With the cooling of inflation, investors appear to have raised expectations of a rate cut soon. This could potentially better the prospects of some growing companies to invest in.
Life360 Inc. (ASX: 360)
Life360 Inc. (ASX: 360) reported strong financial results for Q3 2024, demonstrating substantial growth across key metrics. Monthly Active Users (MAUs) reached a record 76.9 million, driven by a significant 32% year-over-year increase. The company, among the best growth stocks to buy now, added 6.3 million new MAUs during the quarter, with international markets contributing to the growth. Paying Circles saw record net additions of 159,000, bringing the total number of paying circles to nearly 2.2 million. This growth was driven by a 64% increase in U.S. subscriber additions and a 51% rise in international MAUs, with average revenue per paying circle in international markets growing by 53%. Revenue for the quarter grew 18% year-over-year to $92.9 million, driven by a 27% increase in total subscription revenue.
Life360's hardware strategy also progressed, with the launch of a new lineup of Tile devices, which now include an SOS feature. The product launch, while delayed by logistical challenges, has shown early success, particularly in direct-to-consumer sales, which more than doubled compared to the same period last year. Tile is also playing a key role in boosting subscription growth, as more U.S. premium subscribers are linking active Tiles to their accounts. Furthermore, the company is expanding its hardware offerings, planning new devices like a pet tracker in late 2025 and an elder care product in 2026. These products, which require subscriptions, are expected to drive further growth in the coming years.
The company is also focusing on expanding its advertising and data businesses. A notable partnership with Uber has helped Life360 tap into its unique user data, enabling more effective, location-based advertising. The collaboration has shown strong engagement, surpassing industry averages for banner ads. Additionally, Life360 is deepening its data partnership with Placer.ai, contributing to growth in its data business. The company remains on track to achieve sustained positive EBITDA in 2025, with Q3'24 results reflecting a strong focus on balancing growth with profitability.
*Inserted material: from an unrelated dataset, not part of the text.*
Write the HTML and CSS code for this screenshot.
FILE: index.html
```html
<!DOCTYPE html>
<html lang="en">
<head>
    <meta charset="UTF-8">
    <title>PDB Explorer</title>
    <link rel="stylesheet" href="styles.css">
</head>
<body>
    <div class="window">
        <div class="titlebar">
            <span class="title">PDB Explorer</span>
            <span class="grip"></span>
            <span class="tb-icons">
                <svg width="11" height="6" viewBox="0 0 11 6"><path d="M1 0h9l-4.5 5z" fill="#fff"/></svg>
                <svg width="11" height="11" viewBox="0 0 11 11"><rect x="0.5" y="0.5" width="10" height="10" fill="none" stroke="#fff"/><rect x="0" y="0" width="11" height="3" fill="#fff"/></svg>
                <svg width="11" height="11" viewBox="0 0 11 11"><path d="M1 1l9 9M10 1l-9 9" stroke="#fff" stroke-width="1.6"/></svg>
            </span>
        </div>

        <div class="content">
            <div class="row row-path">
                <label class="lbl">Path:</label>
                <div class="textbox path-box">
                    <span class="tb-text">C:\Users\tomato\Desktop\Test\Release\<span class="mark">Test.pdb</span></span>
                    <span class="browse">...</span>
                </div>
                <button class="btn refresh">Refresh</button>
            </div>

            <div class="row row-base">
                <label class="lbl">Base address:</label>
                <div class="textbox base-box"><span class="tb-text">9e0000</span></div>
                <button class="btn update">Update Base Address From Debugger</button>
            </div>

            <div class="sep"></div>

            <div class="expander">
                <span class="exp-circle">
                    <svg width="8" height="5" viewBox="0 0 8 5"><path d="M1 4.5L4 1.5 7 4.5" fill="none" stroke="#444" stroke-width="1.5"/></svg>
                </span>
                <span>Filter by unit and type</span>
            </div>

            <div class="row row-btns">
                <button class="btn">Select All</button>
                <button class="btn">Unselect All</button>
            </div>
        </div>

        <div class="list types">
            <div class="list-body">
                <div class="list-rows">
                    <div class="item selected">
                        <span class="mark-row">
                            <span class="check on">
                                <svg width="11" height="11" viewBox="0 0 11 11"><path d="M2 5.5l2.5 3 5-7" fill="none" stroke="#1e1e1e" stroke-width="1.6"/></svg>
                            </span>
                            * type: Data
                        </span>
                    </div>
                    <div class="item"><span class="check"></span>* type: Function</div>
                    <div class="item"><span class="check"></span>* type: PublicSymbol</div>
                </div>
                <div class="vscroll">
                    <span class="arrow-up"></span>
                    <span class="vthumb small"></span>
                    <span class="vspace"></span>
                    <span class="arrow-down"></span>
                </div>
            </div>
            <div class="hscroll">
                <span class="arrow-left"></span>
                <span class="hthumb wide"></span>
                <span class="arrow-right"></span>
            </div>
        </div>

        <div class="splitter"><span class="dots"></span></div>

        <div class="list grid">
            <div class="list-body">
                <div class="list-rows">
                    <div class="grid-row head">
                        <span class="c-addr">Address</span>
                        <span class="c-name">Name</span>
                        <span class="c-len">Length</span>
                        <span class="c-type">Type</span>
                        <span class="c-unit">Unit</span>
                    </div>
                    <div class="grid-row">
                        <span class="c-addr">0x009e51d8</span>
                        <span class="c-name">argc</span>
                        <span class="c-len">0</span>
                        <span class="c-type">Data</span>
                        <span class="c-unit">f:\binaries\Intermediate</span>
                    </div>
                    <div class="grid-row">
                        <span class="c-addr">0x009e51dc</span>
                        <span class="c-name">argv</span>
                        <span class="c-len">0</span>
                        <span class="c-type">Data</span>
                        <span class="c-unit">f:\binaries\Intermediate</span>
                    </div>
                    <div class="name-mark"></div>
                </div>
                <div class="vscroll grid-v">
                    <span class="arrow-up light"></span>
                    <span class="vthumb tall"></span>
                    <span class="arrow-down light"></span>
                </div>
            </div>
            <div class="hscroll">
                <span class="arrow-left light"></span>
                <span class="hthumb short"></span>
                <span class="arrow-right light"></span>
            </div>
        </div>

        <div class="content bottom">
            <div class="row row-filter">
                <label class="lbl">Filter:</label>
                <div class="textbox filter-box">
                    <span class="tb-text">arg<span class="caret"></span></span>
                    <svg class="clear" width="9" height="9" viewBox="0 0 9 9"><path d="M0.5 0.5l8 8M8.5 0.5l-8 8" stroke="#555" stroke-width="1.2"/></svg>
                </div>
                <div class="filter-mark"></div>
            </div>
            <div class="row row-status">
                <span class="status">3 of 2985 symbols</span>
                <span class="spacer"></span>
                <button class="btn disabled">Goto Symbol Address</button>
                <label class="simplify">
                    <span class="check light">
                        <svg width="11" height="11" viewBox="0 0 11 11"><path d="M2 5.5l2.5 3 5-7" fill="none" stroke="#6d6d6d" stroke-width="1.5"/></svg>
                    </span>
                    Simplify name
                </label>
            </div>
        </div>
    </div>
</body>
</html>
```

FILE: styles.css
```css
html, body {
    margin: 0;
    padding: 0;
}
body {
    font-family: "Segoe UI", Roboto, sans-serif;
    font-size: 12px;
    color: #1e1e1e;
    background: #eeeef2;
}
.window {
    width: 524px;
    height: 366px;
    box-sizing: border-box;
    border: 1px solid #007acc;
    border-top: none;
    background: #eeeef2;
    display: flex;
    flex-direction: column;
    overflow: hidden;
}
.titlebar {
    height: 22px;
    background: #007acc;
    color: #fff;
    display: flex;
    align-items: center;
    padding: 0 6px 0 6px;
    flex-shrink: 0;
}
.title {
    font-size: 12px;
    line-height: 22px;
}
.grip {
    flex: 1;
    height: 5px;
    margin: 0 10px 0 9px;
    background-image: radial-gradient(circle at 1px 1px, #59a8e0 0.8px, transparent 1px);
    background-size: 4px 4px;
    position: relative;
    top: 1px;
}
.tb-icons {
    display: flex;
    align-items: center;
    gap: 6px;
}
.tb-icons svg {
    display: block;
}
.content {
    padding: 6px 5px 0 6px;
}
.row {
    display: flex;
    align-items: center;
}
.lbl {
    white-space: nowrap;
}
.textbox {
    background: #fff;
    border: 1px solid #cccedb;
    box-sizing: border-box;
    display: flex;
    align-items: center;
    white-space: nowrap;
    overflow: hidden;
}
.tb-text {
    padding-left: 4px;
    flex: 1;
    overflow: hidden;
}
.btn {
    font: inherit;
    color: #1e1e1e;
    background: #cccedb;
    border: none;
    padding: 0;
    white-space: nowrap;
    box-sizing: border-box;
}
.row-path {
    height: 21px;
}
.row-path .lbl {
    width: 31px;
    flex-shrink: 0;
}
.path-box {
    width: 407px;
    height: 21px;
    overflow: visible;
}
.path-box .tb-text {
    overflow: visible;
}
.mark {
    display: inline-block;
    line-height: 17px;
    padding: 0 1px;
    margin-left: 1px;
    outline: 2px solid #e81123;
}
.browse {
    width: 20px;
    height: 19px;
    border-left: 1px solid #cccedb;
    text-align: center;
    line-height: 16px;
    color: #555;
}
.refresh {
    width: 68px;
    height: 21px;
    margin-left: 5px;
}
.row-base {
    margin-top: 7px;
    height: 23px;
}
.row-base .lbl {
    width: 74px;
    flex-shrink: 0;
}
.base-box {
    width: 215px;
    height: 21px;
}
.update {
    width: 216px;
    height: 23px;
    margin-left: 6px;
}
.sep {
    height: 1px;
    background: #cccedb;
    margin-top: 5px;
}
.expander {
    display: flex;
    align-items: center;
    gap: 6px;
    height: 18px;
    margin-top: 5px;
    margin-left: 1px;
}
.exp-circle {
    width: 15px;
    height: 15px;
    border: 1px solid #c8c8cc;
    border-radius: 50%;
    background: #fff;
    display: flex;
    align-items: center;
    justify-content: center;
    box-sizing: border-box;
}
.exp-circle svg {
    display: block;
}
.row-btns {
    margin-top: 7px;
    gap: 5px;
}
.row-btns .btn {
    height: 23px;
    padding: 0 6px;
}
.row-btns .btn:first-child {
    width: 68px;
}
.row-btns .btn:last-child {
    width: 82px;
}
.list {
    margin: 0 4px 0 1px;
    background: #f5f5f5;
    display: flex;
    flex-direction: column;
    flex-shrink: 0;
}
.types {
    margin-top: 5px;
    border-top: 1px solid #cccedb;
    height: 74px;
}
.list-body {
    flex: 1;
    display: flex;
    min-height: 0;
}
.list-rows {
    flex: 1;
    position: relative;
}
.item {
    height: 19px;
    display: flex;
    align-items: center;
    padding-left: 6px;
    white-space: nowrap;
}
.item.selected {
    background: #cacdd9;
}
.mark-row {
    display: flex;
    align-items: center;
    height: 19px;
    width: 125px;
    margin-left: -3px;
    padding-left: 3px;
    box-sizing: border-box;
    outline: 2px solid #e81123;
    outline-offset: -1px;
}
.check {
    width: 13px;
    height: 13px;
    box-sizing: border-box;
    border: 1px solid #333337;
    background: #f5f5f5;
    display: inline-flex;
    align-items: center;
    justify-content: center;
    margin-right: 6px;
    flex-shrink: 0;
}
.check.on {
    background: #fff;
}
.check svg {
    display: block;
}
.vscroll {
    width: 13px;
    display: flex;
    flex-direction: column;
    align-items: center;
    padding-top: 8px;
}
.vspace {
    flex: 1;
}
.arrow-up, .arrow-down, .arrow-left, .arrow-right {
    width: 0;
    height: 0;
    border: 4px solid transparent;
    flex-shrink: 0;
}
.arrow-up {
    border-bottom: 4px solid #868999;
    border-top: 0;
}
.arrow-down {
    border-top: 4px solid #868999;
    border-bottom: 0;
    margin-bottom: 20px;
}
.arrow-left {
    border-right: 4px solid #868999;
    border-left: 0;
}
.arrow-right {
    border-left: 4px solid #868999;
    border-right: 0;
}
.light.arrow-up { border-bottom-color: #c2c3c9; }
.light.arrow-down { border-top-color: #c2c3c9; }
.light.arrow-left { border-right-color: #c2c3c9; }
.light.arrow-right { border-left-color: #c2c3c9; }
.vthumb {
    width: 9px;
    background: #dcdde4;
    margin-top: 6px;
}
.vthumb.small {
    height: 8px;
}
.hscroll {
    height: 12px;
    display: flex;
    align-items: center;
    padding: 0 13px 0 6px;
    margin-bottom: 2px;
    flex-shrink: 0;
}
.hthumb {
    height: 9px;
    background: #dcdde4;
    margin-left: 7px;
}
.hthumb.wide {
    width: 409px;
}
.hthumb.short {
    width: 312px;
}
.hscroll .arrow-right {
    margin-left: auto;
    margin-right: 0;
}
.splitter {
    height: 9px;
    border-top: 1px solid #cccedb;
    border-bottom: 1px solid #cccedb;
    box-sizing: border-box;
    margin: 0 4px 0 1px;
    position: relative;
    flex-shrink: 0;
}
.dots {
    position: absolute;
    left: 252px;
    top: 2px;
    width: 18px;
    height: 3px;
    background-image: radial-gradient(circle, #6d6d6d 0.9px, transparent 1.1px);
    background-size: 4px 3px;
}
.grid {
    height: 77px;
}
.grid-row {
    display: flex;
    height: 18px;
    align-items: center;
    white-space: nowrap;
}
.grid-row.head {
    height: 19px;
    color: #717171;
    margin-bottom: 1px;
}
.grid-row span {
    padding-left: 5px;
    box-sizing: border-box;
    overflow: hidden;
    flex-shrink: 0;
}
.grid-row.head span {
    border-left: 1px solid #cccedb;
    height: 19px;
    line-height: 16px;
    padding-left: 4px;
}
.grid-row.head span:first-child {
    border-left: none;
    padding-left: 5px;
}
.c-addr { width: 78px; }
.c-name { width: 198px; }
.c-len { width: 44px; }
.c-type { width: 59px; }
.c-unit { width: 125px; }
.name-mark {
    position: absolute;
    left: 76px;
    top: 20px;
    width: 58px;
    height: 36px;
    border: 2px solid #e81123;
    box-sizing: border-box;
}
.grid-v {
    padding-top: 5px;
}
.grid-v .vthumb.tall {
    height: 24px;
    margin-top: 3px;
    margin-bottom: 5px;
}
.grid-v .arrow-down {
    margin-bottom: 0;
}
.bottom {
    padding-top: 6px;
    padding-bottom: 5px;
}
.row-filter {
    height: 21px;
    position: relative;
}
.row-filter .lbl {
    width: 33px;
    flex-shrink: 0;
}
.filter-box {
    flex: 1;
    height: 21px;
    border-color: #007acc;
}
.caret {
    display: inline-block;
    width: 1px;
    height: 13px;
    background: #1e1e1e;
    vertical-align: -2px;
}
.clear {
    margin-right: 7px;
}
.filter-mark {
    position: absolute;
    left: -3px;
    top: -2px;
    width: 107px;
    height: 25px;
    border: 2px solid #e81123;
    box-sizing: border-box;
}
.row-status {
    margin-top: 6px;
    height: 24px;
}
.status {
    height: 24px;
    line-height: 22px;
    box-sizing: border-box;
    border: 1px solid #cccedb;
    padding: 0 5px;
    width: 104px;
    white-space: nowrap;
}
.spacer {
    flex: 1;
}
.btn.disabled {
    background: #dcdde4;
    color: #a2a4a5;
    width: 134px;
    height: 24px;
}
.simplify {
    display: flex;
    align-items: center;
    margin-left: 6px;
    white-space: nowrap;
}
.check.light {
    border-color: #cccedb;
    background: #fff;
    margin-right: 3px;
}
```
Woolworths Group (ASX: WOW)
Woolworths Group (ASX: WOW) has provided an operational update following the resolution of industrial action across four key Distribution Centres (DCs) in Victoria and NSW. The company successfully negotiated new enterprise agreements, delivering a total wage increase of approximately 11% over three years. While the agreements ensure competitive pay and address employee concerns, the impact on Australian Food sales has been material, with an estimated $140 million in lost revenue as of December 8. The direct EBIT impact is estimated at $50–60 million, driven by lost sales, additional logistics costs, and inventory losses. While operations have resumed, management anticipates lingering headwinds as stock levels are rebuilt ahead of the crucial Christmas trading period. Despite these disruptions, Woolworths reported a 4.5% YoY increase in Q1 FY25 Group sales (3.3% ex-Petstock), underpinned by strong momentum in Australian Food (+3.8% YoY), robust eCommerce growth (+23.6%), and resilient B2B (+6.9%). However, consumer behavior is shifting toward lower-margin private label and discounted products, weighing on profitability. The company also saw a 1-point YoY decline in customer satisfaction, partly due to ACCC legal proceedings.
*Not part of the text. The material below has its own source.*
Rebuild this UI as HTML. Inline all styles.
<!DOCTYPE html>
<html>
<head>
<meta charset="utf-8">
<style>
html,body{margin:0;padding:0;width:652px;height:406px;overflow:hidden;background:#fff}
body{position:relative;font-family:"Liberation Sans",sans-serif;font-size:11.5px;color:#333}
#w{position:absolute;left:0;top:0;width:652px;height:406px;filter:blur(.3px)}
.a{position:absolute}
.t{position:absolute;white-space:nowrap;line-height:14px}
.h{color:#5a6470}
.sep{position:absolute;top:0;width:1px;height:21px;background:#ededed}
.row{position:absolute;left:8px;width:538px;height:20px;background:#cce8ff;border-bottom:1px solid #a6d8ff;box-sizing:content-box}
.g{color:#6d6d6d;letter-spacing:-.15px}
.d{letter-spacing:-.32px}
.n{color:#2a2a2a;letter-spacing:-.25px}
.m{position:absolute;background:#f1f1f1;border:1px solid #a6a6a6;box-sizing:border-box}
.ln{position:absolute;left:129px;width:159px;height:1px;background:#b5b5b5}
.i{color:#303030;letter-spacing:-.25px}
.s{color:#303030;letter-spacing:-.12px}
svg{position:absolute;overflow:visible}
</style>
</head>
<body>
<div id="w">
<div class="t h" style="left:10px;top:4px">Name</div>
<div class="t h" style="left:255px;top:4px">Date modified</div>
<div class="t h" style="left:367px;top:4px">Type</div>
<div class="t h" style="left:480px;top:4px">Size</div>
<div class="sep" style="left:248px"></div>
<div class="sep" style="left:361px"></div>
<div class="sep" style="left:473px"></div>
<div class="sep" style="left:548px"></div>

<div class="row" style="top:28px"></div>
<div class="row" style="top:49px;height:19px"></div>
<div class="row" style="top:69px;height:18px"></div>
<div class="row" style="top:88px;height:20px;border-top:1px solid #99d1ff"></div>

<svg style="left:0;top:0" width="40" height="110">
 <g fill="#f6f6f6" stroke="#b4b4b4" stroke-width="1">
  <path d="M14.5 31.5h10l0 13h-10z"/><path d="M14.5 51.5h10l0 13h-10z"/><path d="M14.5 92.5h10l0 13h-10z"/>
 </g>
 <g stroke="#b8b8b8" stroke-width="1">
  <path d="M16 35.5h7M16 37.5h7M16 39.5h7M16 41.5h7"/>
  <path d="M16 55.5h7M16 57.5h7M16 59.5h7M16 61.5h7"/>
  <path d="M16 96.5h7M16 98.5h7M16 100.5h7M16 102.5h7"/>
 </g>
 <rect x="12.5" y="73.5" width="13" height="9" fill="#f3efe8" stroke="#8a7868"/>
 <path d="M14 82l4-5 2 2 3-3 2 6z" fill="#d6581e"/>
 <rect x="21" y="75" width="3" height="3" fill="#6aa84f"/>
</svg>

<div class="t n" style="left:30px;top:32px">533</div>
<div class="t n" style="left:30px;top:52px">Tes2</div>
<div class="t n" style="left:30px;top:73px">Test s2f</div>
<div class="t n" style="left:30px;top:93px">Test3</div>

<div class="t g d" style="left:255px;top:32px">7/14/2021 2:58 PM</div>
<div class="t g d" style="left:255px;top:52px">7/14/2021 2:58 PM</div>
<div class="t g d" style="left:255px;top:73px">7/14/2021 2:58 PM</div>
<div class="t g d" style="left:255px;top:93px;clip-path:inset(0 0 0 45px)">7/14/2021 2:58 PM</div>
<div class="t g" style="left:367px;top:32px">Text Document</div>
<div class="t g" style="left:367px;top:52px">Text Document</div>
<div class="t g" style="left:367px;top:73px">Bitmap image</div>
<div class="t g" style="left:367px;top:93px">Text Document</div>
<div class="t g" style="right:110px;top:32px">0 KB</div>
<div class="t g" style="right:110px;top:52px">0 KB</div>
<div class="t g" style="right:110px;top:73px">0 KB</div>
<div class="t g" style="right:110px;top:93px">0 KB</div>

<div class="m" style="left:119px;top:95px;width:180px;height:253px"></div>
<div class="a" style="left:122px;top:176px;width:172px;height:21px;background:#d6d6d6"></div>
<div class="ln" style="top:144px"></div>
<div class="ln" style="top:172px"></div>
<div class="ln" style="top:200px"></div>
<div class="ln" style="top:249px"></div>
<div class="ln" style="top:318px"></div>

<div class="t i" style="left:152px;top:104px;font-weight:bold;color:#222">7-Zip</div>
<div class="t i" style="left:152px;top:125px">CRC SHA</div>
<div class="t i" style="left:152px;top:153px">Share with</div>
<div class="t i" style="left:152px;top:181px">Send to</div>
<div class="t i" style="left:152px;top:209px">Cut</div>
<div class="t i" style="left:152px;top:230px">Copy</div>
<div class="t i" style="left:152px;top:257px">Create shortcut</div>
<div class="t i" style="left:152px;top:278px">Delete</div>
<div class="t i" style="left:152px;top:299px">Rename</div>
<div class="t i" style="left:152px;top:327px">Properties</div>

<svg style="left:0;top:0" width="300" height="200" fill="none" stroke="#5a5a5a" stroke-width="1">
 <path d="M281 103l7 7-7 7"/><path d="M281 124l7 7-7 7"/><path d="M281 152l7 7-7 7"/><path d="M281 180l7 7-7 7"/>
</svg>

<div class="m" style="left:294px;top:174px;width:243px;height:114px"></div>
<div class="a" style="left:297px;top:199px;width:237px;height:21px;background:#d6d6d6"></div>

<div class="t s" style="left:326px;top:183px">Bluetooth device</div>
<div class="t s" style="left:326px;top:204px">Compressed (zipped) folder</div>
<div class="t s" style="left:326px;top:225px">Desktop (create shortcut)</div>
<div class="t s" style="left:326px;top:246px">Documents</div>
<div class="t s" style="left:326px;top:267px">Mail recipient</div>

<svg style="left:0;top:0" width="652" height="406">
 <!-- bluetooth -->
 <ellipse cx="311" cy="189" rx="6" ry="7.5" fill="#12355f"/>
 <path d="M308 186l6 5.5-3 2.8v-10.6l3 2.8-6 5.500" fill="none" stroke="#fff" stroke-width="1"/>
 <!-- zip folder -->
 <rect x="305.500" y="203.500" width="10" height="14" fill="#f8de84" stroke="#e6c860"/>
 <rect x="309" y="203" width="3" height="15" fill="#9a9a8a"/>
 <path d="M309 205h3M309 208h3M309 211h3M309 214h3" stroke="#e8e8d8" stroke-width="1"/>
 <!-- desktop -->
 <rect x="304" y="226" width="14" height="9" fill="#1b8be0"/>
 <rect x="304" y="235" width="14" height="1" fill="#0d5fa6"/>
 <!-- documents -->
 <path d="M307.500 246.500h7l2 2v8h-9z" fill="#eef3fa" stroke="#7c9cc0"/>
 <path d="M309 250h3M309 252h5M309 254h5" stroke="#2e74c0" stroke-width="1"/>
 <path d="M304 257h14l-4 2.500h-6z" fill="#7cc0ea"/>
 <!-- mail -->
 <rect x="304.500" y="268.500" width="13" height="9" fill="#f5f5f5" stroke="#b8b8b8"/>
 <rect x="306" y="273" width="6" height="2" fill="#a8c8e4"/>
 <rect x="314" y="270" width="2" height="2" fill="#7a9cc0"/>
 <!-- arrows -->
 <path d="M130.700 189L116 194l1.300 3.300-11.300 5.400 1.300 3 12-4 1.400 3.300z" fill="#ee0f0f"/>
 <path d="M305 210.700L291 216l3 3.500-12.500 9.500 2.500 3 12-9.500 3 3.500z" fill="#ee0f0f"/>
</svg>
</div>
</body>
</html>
New Zealand Food delivered 2.7% sales growth, benefiting from improved momentum in the latter part of the quarter. Meanwhile, W Living saw a 17% revenue boost, driven by the Petstock acquisition, though BIG W declined 0.9% due to price-mix challenges. Looking ahead, management expects Australian Food EBIT for H1 FY25 to be below prior forecasts, with an updated guidance range of $1,480–1,530 million (vs. $1,595 million in H1 FY24). Cost-of-living pressures remain a key overhang, reinforcing the need for Woolworths to execute well in Q2. The focus remains on driving value, convenience, and engagement through promotions such as Disney Worlds of Wonder collectibles. Strategic cost controls, commercial program optimization, and productivity enhancements will be key levers to mitigate margin pressure from rising wages and an expanding eCommerce mix. Despite short-term headwinds, the integration of Petstock and PFD remains on track, providing long-term growth catalysts.